The use of AFR for law enforcement is unregulated: there exist no laws that underpin or govern its use. Despite this, police forces throughout England and Wales have been deploying it at their discretion since 2015, and, although similar technologies have been found to present with considerable algorithmic bias pertaining to race and gender, the software used by police in the UK has never been demographically tested. Research on similar AFR technology created by IBM, Microsoft, and Face++ conducted in 2018, revealed that it was over three times more likely to misidentify a black or ethnic minority women than a white man.
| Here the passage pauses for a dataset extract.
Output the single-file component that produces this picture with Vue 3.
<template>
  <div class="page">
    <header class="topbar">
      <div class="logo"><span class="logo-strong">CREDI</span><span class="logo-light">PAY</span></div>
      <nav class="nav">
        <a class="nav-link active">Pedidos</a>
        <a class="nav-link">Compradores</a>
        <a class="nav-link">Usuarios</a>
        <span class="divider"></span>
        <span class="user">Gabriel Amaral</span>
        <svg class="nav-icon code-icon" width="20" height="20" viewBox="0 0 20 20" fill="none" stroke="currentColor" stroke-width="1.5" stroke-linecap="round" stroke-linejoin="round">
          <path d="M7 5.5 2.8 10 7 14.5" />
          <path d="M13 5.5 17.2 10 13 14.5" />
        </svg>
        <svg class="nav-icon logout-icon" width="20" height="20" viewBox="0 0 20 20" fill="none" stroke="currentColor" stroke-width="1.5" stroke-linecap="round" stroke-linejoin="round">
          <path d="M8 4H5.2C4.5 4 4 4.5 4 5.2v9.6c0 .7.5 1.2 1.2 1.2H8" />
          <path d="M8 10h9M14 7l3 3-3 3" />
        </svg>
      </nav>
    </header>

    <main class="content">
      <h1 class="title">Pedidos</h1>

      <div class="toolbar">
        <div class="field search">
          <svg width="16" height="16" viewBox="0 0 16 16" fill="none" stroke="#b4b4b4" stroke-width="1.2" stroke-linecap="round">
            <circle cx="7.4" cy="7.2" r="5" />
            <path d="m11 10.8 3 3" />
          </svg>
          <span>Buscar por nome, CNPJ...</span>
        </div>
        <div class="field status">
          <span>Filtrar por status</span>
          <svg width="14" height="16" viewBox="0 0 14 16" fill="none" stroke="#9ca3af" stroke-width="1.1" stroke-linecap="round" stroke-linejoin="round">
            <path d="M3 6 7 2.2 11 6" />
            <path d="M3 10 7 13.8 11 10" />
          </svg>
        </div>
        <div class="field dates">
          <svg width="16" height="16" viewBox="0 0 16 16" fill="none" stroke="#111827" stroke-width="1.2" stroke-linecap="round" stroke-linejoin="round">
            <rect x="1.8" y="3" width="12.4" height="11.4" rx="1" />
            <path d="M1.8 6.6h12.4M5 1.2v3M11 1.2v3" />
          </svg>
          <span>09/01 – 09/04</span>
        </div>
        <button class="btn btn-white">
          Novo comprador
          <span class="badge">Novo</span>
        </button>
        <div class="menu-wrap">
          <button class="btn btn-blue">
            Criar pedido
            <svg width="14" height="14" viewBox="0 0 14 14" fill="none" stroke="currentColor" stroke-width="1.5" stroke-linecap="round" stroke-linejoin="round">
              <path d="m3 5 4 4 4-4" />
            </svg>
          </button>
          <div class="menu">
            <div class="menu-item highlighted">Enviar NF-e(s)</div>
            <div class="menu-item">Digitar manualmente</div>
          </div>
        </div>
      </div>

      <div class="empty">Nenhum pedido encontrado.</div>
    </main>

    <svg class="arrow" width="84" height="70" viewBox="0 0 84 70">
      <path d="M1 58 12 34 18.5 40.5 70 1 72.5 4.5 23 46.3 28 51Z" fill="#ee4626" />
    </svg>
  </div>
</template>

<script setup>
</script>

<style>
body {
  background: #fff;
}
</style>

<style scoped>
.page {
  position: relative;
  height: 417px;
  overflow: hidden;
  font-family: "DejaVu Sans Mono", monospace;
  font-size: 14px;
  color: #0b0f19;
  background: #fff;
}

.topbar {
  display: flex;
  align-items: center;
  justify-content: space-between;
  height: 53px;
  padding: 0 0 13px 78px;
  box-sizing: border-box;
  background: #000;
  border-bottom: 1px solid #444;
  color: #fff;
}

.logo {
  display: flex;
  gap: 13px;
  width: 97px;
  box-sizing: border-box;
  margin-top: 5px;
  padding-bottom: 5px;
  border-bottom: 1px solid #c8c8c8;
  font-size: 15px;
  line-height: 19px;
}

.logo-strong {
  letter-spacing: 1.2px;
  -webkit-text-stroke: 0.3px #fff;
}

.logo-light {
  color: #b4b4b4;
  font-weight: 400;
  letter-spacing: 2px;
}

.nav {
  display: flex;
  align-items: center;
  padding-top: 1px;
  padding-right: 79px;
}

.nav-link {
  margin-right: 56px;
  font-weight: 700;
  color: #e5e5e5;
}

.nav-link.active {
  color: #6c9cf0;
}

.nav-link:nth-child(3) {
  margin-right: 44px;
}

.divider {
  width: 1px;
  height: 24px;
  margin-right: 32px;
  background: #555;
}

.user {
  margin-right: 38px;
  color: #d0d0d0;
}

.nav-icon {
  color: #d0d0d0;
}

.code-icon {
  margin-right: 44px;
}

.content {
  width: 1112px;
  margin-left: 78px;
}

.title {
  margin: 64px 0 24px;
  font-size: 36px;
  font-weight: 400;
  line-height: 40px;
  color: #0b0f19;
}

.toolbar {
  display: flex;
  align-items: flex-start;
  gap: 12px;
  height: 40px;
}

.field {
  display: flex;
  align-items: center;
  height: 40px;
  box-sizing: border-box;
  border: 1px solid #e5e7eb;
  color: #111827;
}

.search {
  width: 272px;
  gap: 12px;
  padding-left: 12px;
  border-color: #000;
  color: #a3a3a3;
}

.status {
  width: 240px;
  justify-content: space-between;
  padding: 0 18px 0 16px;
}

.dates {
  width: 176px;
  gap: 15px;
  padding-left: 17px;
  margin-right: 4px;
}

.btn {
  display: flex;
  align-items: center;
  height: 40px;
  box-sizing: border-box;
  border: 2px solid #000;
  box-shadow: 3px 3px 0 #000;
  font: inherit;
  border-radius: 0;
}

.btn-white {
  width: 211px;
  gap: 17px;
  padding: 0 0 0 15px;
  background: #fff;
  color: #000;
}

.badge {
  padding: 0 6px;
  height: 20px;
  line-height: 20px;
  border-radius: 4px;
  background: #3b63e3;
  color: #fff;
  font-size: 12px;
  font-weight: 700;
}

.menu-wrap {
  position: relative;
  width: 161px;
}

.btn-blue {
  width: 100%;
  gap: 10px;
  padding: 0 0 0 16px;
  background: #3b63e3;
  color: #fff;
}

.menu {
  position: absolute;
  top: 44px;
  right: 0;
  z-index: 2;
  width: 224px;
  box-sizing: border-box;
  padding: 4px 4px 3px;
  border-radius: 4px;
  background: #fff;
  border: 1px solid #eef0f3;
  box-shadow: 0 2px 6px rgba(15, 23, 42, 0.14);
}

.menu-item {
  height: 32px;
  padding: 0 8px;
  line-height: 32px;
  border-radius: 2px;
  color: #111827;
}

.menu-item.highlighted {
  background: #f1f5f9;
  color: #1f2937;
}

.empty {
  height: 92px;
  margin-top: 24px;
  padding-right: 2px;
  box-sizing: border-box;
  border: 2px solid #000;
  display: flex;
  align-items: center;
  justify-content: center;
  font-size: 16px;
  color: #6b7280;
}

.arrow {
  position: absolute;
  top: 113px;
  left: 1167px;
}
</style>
Last year, in the first independent academic evaluation of police use of AFR carried out by Cardiff University, South Wales Police commented that they were unable to conduct demographic tests‘due to limited funds’.
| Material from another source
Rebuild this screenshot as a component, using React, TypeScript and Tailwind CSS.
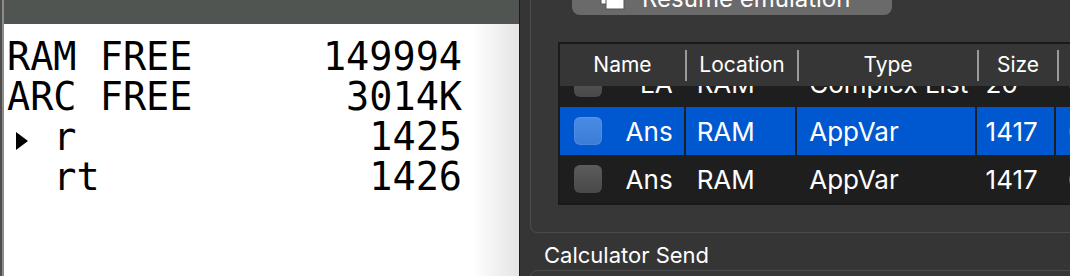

Dan Squires QC, representing Ed Bridges, said: ‘What AFR enables the police to do is to monitor people’s activity in public in a way they have never done before.’
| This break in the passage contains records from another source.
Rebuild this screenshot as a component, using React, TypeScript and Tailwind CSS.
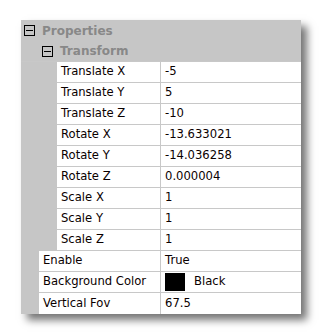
import React from "react";

const Minus = () => (
  <div className="w-[11px] h-[11px] border border-black flex items-center justify-center shrink-0">
    <div className="w-[7px] h-px bg-black" />
  </div>
);

const Row = ({ indent, label, children, last }: { indent: "t" | "b"; label: string; children: React.ReactNode; last?: boolean }) => (
  <div className="flex h-[21px]">
    <div className={indent === "t" ? "w-[36px] shrink-0" : "w-[18px] shrink-0"} />
    <div className={"flex flex-1 bg-white " + (last ? "" : "border-b border-[#c8c8c8]")}>
      <div className={(indent === "t" ? "w-[104px]" : "w-[122px]") + " shrink-0 border-r border-[#c8c8c8] pl-[4px] flex items-center text-[#0a0000]"}>{label}</div>
      <div className="flex-1 pl-[4px] flex items-center text-[#0a0000]">{children}</div>
    </div>
  </div>
);

export default function App() {
  const t: [string, string][] = [
    ["Translate X", "-5"],
    ["Translate Y", "5"],
    ["Translate Z", "-10"],
    ["Rotate X", "-13.633021"],
    ["Rotate Y", "-14.036258"],
    ["Rotate Z", "0.000004"],
    ["Scale X", "1"],
    ["Scale Y", "1"],
    ["Scale Z", "1"],
  ];
  return (
    <div className="w-[322px] h-[335px] bg-white pt-[20px] pl-[21px]" style={{ fontFamily: '"DejaVu Sans", sans-serif' }}>
      <div className="w-[280px] bg-[#c6c6c6] shadow-[6px_6px_8px_rgba(0,0,0,0.55)] text-[11.6px]">
        <div className="h-[21px] flex items-center pl-[3px] gap-[7px]">
          <Minus />
          <span className="font-bold text-[12px] text-[#888888]">Properties</span>
        </div>
        <div className="h-[21px] flex items-center pl-[21px] gap-[7px] border-b border-[#c8c8c8]">
          <Minus />
          <span className="font-bold text-[12px] text-[#888888]">Transform</span>
        </div>
        {t.map(([l, v]) => (
          <Row key={l} indent="t" label={l}>{v}</Row>
        ))}
        <Row indent="b" label="Enable">True</Row>
        <Row indent="b" label="Background Color">
          <div className="w-[20px] h-[18px] bg-black mr-[9px]" />
          Black
        </Row>
        <Row indent="b" label="Vertical Fov" last>67.5</Row>
      </div>
    </div>
  );
}
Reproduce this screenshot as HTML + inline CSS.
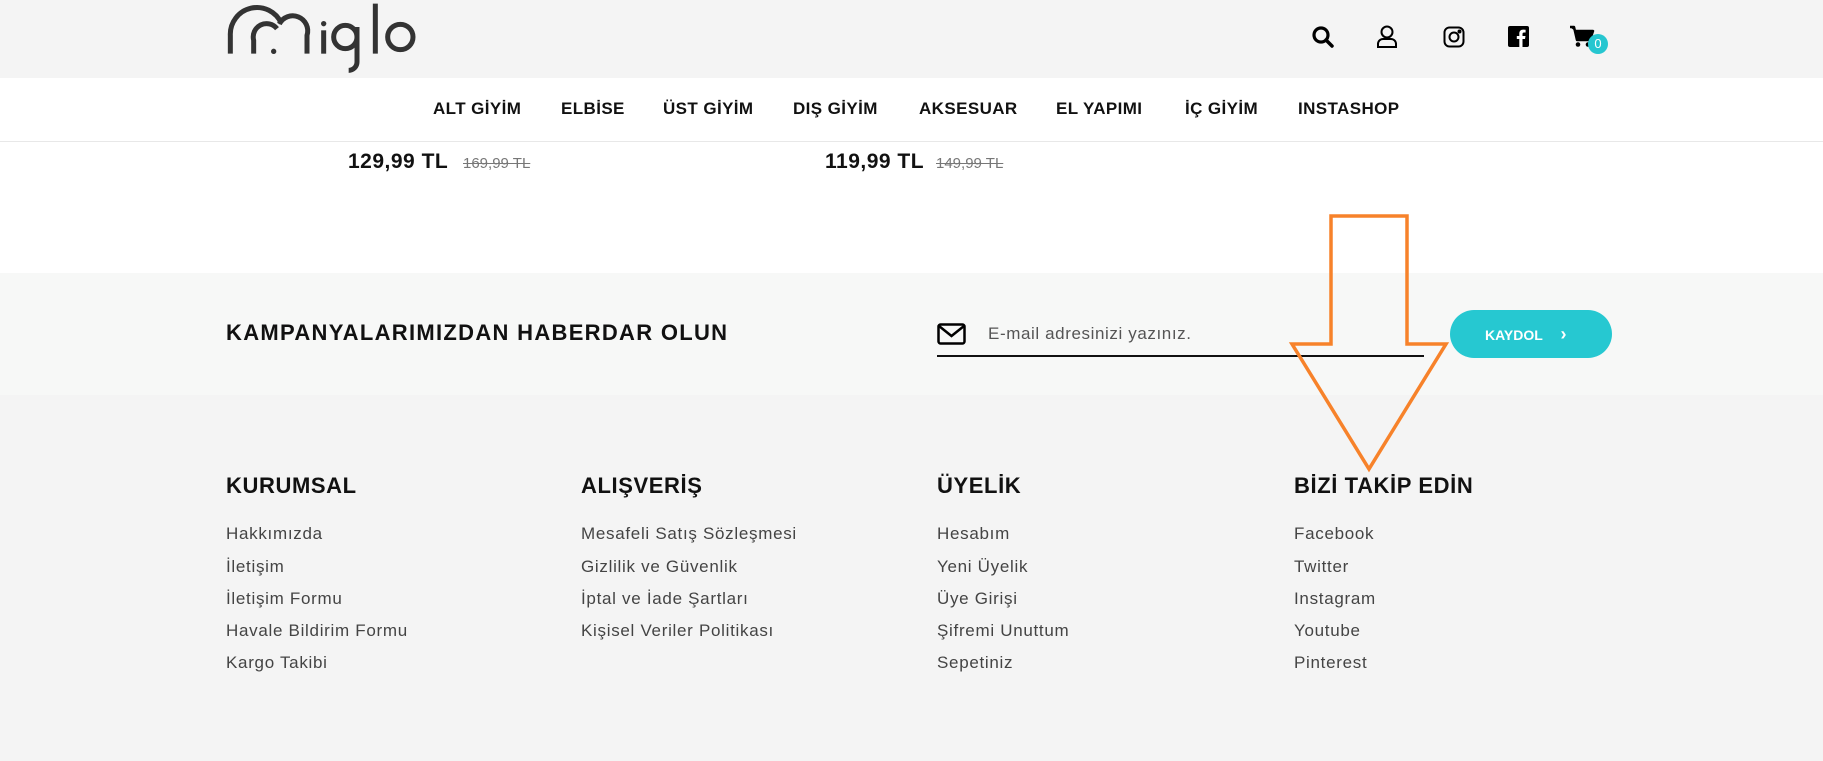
<!DOCTYPE html>
<html><head><meta charset="utf-8"><style>
*{margin:0;padding:0;box-sizing:border-box}
body{width:1823px;height:761px;overflow:hidden;background:#fff;font-family:"Liberation Sans",sans-serif;position:relative;color:#111}
.a{position:absolute;white-space:nowrap}
#top{position:absolute;left:0;top:0;width:1823px;height:78px;background:#f4f4f4}
#nav{position:absolute;left:0;top:78px;width:1823px;height:64px;background:#fff;border-bottom:1px solid #e8e8e8}
.nv{position:absolute;top:99px;font-size:17px;font-weight:bold;color:#111;letter-spacing:.4px}
.pr{position:absolute;top:150px;font-size:21px;font-weight:bold;color:#111;letter-spacing:.5px}
.old{position:absolute;top:155px;font-size:15px;color:#777;text-decoration:line-through}
#news{position:absolute;left:0;top:273px;width:1823px;height:122px;background:#f7f8f7}
#foot{position:absolute;left:0;top:395px;width:1823px;height:366px;background:#f4f4f4}
.h{position:absolute;top:473px;font-size:22px;font-weight:bold;color:#111;letter-spacing:.6px}
.l{position:absolute;font-size:17px;color:#444;letter-spacing:.7px}
</style></head><body>
<div id="top"></div>
<svg class="a" style="left:222px;top:2px" width="200" height="75" viewBox="0 0 600 225" fill="none" stroke="#333" stroke-width="15">
<path d="M25 155 V100 A80 80 0 0 1 178 64"/>
<path d="M172 66 A45 45 0 0 1 255 100 V155"/>
<path d="M95 155 V115 A40 40 0 0 1 165 80"/>
<circle cx="155" cy="148" r="8" fill="#333" stroke="none"/>
<path d="M305 85 V155"/><circle cx="305" cy="65" r="8" fill="#333" stroke="none"/>
<circle cx="370" cy="105" r="35"/><path d="M405 75 V180 A25 25 0 0 1 380 205"/>
<path d="M460 5 V155"/>
<circle cx="535" cy="105" r="38"/>
</svg>
<!-- icons -->
<svg class="a" style="left:1311px;top:25px" width="24" height="24" viewBox="0 0 24 24"><circle cx="10" cy="10" r="7" fill="none" stroke="#000" stroke-width="3.2"/><path d="M15 15 L21 21" stroke="#000" stroke-width="3.5" stroke-linecap="round"/></svg>
<svg class="a" style="left:1376px;top:25px" width="22" height="24" viewBox="0 0 22 24" fill="none" stroke="#000" stroke-width="2"><circle cx="11" cy="7" r="5.5"/><path d="M2 22 V19 A5 5 0 0 1 7 14 H15 A5 5 0 0 1 20 19 V22 Z"/></svg>
<svg class="a" style="left:1443px;top:26px" width="22" height="22" viewBox="0 0 22 22" fill="none" stroke="#000" stroke-width="2"><rect x="1.5" y="1.5" width="19" height="19" rx="5"/><circle cx="11" cy="11" r="4.5"/><circle cx="16.5" cy="5.5" r="1" fill="#000"/></svg>
<svg class="a" style="left:1508px;top:26px" width="21" height="21" viewBox="0 0 21 21"><rect width="21" height="21" rx="2" fill="#000"/><path d="M14.5 21 V13 H17 L17.5 10 H14.5 V8 C14.5 7 15 6.5 16 6.5 H17.6 V3.8 C16.8 3.7 16 3.6 15 3.6 C12.8 3.6 11.3 5 11.3 7.5 V10 H8.8 V13 H11.3 V21 Z" fill="#fff"/></svg>
<svg class="a" style="left:1569px;top:24px" width="26" height="24" viewBox="0 0 26 24"><path d="M1 3 H5 L8 16 H21 L24 7 H6" fill="#000" stroke="#000" stroke-width="2.5" stroke-linejoin="round"/><circle cx="9" cy="20.5" r="2.3"/><circle cx="19" cy="20.5" r="2.3"/></svg>
<div class="a" style="left:1588px;top:34px;width:20px;height:20px;border-radius:50%;background:#26c6d0;color:#fff;font-size:13px;text-align:center;line-height:20px">0</div>
<div id="nav"></div>
<div class="nv" style="left:433px">ALT GİYİM</div>
<div class="nv" style="left:561px">ELBİSE</div>
<div class="nv" style="left:663px">ÜST GİYİM</div>
<div class="nv" style="left:793px">DIŞ GİYİM</div>
<div class="nv" style="left:919px">AKSESUAR</div>
<div class="nv" style="left:1056px">EL YAPIMI</div>
<div class="nv" style="left:1185px">İÇ GİYİM</div>
<div class="nv" style="left:1298px">INSTASHOP</div>
<div class="pr" style="left:348px">129,99 TL</div><div class="old" style="left:463px">169,99 TL</div>
<div class="pr" style="left:825px">119,99 TL</div><div class="old" style="left:936px">149,99 TL</div>
<div id="news"></div>
<div class="a" style="left:226px;top:320px;font-size:22px;font-weight:bold;color:#111;letter-spacing:1.3px">KAMPANYALARIMIZDAN HABERDAR OLUN</div>
<svg class="a" style="left:937px;top:323px" width="29" height="22" viewBox="0 0 29 22" fill="none" stroke="#000" stroke-width="2.5"><rect x="1.5" y="1.5" width="26" height="19" rx="2"/><path d="M2 3 L14.5 13 L27 3"/></svg>
<div class="a" style="left:988px;top:324px;font-size:17px;color:#555;letter-spacing:.6px">E-mail adresinizi yazınız.</div>
<div class="a" style="left:937px;top:355px;width:487px;height:1.5px;background:#111"></div>
<div class="a" style="left:1450px;top:310px;width:162px;height:48px;border-radius:24px;background:#26c8d1;color:#fff;font-size:14px;font-weight:bold;line-height:48px;padding-left:35px">KAYDOL <span style="font-size:18px;margin-left:14px">›</span></div>
<div id="foot"></div>
<div class="h" style="left:226px">KURUMSAL</div>
<div class="h" style="left:581px">ALIŞVERİŞ</div>
<div class="h" style="left:937px">ÜYELİK</div>
<div class="h" style="left:1294px">BİZİ TAKİP EDİN</div>
<div class="l" style="left:226px;top:524px">Hakkımızda</div>
<div class="l" style="left:226px;top:557px">İletişim</div>
<div class="l" style="left:226px;top:589px">İletişim Formu</div>
<div class="l" style="left:226px;top:621px">Havale Bildirim Formu</div>
<div class="l" style="left:226px;top:653px">Kargo Takibi</div>
<div class="l" style="left:581px;top:524px">Mesafeli Satış Sözleşmesi</div>
<div class="l" style="left:581px;top:557px">Gizlilik ve Güvenlik</div>
<div class="l" style="left:581px;top:589px">İptal ve İade Şartları</div>
<div class="l" style="left:581px;top:621px">Kişisel Veriler Politikası</div>
<div class="l" style="left:937px;top:524px">Hesabım</div>
<div class="l" style="left:937px;top:557px">Yeni Üyelik</div>
<div class="l" style="left:937px;top:589px">Üye Girişi</div>
<div class="l" style="left:937px;top:621px">Şifremi Unuttum</div>
<div class="l" style="left:937px;top:653px">Sepetiniz</div>
<div class="l" style="left:1294px;top:524px">Facebook</div>
<div class="l" style="left:1294px;top:557px">Twitter</div>
<div class="l" style="left:1294px;top:589px">Instagram</div>
<div class="l" style="left:1294px;top:621px">Youtube</div>
<div class="l" style="left:1294px;top:653px">Pinterest</div>
<svg class="a" style="left:0;top:0" width="1823" height="761"><polygon points="1331,216 1407,216 1407,344 1446,344 1369,469 1292,344 1331,344" fill="none" stroke="#f7822a" stroke-width="3.5"/></svg>
</body></html>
When the technology identifies an individual, the police will stop them and ask them to prove their identity. Ordinarily, the police do not have the power to compel any member of the public to identify themselves without ‘reasonable cause’, meaning the indiscriminate use of AFR has generated a major and lawless elevation of police power; power that will disproportionally affect those impacted by bias in the technology (potentially women and people of colour).
Further, Bridges has described the use of AFR as ‘dangerously inaccurate’. A freedom of information request published last year by civil liberties organisation Big Brother Watch, found the use of AFR by South Wales Police to be 91% ineffective. In other words, more than nine out of 10 those ‘identified’ by the technology were actually misidentified. Figures were no healthier for other police forces throughout the country, with the Metropolitan Police’s use revealed to be over 98% ineffective, and ineffectiveness overall throughout England and Wales reported to be 90%.
The former head of the National Counter Terrorism Security Office, Chris Phillips, has commented: ‘If there are hundreds of people walking the streets who should be in prison because there are outstanding warrants for their arrest, or dangerous criminals bent on harming others in public places, the proper use of AFR has a vital policing role… . The police need guidance to ensure this vital anti-crime tool is used lawfully.’
Last week, San Francisco became the first major American city to ban government use of facial recognition technology, in response to similar challenges relating to privacy rights, and software reliability.